■ What is required ■
For each line below that includes the word "HTML", make a copy.

■ Records for the task ■
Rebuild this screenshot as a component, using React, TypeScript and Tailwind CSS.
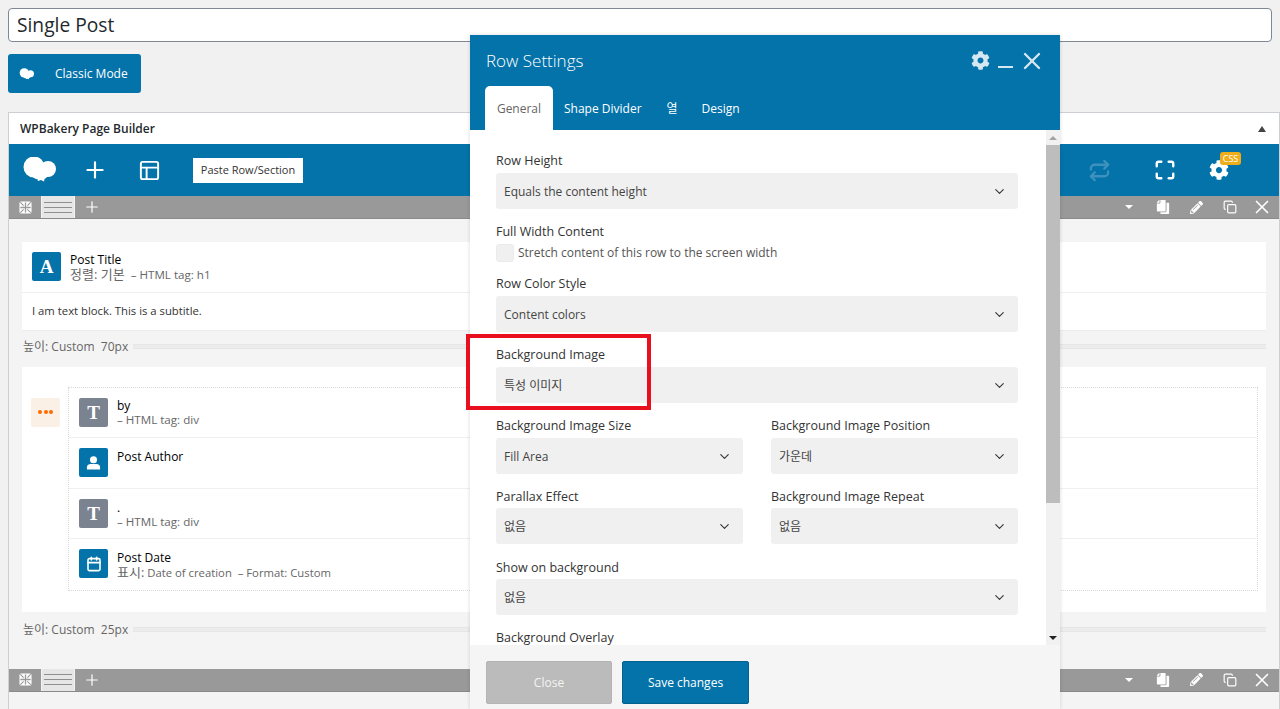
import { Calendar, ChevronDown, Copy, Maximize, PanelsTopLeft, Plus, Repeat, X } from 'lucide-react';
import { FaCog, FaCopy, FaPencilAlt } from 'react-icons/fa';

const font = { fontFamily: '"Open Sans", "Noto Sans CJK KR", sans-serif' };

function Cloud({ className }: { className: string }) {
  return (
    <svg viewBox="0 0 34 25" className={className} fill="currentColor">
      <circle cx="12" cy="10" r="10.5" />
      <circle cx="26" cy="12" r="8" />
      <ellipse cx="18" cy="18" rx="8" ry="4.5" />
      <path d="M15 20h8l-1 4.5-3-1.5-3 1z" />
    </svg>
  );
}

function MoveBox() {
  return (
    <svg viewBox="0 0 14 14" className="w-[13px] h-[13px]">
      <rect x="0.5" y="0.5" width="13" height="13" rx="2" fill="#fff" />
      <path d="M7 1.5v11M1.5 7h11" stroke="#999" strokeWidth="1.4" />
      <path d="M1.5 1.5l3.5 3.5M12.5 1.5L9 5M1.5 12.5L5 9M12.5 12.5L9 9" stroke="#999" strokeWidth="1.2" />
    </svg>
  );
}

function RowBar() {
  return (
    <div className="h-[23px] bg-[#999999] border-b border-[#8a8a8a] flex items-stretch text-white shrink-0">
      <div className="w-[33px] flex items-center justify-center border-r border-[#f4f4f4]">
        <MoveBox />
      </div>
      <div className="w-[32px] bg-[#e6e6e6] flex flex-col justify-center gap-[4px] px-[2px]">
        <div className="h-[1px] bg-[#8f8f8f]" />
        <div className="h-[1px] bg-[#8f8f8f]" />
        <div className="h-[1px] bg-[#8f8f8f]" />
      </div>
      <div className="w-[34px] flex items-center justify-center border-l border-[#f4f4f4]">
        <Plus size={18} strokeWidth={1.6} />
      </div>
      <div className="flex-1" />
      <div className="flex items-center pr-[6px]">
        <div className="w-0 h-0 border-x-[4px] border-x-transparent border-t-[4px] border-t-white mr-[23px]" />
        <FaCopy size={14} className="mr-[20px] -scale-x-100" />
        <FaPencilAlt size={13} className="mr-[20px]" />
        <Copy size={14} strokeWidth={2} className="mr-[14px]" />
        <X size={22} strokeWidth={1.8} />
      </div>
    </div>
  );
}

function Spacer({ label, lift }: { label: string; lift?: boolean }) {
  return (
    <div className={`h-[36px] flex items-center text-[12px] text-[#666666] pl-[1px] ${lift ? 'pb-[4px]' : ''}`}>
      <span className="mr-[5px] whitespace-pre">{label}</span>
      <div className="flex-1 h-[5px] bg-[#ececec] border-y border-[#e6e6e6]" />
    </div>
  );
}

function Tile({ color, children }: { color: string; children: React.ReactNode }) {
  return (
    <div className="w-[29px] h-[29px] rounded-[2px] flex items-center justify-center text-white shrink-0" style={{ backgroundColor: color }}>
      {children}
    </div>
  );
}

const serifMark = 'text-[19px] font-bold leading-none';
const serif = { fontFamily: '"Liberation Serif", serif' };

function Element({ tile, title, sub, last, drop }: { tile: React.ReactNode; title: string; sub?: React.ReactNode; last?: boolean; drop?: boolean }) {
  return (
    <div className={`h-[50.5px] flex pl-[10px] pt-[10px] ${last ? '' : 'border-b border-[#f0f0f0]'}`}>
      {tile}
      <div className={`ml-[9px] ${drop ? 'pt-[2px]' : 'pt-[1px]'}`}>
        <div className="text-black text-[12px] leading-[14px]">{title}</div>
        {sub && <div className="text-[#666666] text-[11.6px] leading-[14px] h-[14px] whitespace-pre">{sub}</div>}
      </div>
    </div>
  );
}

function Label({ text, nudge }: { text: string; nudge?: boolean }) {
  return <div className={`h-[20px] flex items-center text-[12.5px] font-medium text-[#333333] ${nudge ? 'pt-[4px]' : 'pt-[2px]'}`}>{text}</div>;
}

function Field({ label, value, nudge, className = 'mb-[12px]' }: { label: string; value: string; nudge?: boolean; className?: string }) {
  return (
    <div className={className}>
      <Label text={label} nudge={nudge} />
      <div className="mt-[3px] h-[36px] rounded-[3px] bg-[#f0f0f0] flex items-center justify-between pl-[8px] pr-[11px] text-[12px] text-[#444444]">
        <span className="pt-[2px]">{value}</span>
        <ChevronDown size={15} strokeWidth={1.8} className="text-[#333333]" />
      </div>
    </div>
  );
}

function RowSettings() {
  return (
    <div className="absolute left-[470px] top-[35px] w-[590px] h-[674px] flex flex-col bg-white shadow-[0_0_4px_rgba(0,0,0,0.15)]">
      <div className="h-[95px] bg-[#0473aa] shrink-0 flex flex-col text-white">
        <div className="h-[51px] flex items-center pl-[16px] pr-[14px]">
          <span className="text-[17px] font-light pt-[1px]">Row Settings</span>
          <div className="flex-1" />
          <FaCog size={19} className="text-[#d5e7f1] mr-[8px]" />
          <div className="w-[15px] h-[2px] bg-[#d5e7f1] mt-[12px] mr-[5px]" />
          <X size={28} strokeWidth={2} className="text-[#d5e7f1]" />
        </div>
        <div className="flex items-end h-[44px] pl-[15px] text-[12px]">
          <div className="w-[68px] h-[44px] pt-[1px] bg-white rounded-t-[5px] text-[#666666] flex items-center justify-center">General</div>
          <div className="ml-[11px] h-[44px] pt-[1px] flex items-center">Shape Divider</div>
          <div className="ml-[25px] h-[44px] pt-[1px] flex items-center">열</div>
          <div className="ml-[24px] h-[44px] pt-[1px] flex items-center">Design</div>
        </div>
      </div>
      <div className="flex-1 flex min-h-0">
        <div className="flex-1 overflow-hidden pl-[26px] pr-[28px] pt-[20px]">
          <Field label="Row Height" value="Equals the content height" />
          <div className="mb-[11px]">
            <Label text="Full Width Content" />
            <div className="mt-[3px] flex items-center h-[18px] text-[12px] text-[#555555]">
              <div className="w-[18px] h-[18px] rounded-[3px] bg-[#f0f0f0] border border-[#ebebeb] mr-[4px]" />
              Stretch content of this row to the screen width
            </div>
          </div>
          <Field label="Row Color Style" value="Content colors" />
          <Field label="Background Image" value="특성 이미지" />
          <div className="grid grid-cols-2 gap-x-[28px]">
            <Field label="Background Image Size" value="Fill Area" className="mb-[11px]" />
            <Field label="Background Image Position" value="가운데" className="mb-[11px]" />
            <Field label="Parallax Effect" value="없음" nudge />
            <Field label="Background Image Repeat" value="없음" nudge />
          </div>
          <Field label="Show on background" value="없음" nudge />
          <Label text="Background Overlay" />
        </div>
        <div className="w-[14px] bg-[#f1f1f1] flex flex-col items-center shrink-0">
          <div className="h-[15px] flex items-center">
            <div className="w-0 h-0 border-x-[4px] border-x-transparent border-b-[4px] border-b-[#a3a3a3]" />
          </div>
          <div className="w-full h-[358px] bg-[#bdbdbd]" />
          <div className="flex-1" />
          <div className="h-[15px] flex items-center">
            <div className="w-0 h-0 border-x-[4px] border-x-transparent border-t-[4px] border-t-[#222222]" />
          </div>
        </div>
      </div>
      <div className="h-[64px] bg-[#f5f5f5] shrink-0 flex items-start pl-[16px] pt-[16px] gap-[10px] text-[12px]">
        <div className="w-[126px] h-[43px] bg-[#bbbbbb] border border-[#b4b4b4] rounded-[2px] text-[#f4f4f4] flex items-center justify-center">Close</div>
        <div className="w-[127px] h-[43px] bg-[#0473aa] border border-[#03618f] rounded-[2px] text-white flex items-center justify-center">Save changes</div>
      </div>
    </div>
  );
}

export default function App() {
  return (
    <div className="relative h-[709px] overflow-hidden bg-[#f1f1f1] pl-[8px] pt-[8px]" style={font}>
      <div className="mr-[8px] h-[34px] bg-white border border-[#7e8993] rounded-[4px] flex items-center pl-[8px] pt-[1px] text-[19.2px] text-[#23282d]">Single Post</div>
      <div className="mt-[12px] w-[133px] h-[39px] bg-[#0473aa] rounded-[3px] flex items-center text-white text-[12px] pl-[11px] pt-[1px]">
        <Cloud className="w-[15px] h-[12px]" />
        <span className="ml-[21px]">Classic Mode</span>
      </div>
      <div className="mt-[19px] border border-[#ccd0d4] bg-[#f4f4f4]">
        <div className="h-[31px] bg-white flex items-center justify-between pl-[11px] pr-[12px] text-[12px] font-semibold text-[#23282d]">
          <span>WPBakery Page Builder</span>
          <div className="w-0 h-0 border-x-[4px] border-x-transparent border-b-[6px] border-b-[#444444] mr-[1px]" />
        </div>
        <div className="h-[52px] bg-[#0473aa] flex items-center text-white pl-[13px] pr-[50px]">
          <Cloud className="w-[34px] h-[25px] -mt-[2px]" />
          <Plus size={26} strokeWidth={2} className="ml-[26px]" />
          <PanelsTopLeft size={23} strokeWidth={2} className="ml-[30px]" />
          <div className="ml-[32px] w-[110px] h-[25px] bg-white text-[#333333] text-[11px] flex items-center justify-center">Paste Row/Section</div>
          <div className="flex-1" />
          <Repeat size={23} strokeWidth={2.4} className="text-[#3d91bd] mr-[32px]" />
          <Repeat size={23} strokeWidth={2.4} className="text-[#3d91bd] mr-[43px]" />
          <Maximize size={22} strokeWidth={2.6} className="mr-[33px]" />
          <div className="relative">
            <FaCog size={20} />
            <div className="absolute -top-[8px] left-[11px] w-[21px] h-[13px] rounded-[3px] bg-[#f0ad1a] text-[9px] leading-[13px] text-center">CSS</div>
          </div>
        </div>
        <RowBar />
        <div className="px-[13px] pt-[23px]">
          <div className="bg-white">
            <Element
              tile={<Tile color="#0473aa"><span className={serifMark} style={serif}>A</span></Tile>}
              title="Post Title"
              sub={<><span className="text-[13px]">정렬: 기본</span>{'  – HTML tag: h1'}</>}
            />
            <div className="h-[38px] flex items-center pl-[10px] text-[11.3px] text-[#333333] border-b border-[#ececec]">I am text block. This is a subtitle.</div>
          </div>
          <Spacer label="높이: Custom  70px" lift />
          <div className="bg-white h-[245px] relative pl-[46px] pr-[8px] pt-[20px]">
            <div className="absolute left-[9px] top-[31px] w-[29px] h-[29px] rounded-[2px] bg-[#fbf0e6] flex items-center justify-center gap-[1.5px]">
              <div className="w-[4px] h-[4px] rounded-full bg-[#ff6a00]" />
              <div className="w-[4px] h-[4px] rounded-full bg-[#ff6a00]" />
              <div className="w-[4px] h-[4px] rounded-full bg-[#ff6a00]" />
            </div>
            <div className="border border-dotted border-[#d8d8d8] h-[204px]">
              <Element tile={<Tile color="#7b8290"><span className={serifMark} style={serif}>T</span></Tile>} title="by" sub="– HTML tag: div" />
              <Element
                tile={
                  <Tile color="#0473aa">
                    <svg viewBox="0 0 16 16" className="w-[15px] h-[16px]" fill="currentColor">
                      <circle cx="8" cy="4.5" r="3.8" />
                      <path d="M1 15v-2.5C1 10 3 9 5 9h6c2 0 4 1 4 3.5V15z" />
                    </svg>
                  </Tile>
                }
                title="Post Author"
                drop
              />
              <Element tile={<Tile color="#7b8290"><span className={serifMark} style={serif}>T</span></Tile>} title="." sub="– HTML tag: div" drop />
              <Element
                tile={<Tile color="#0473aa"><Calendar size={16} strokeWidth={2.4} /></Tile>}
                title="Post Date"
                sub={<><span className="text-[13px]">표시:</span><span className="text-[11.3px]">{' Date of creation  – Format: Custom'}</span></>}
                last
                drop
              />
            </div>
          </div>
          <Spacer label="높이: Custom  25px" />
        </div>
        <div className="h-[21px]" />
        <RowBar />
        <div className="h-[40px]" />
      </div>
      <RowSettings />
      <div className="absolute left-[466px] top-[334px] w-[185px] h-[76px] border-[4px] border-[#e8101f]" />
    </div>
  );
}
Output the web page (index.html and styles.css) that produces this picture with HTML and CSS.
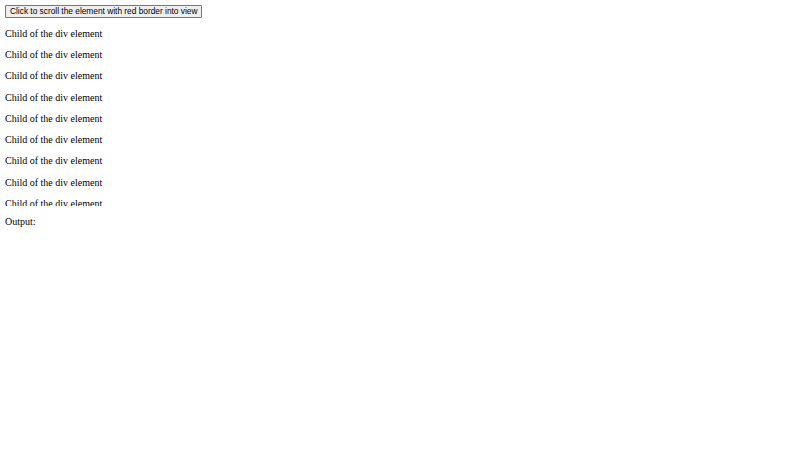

■ Result of this task ■
              sub={<><span className="text-[13px]">정렬: 기본</span>{'  – HTML tag: h1'}</>}
              <Element tile={<Tile color="#7b8290"><span className={serifMark} style={serif}>T</span></Tile>} title="by" sub="– HTML tag: div" />
              <Element tile={<Tile color="#7b8290"><span className={serifMark} style={serif}>T</span></Tile>} title="." sub="– HTML tag: div" drop />
Output the web page (index.html and styles.css) that produces this picture with HTML and CSS.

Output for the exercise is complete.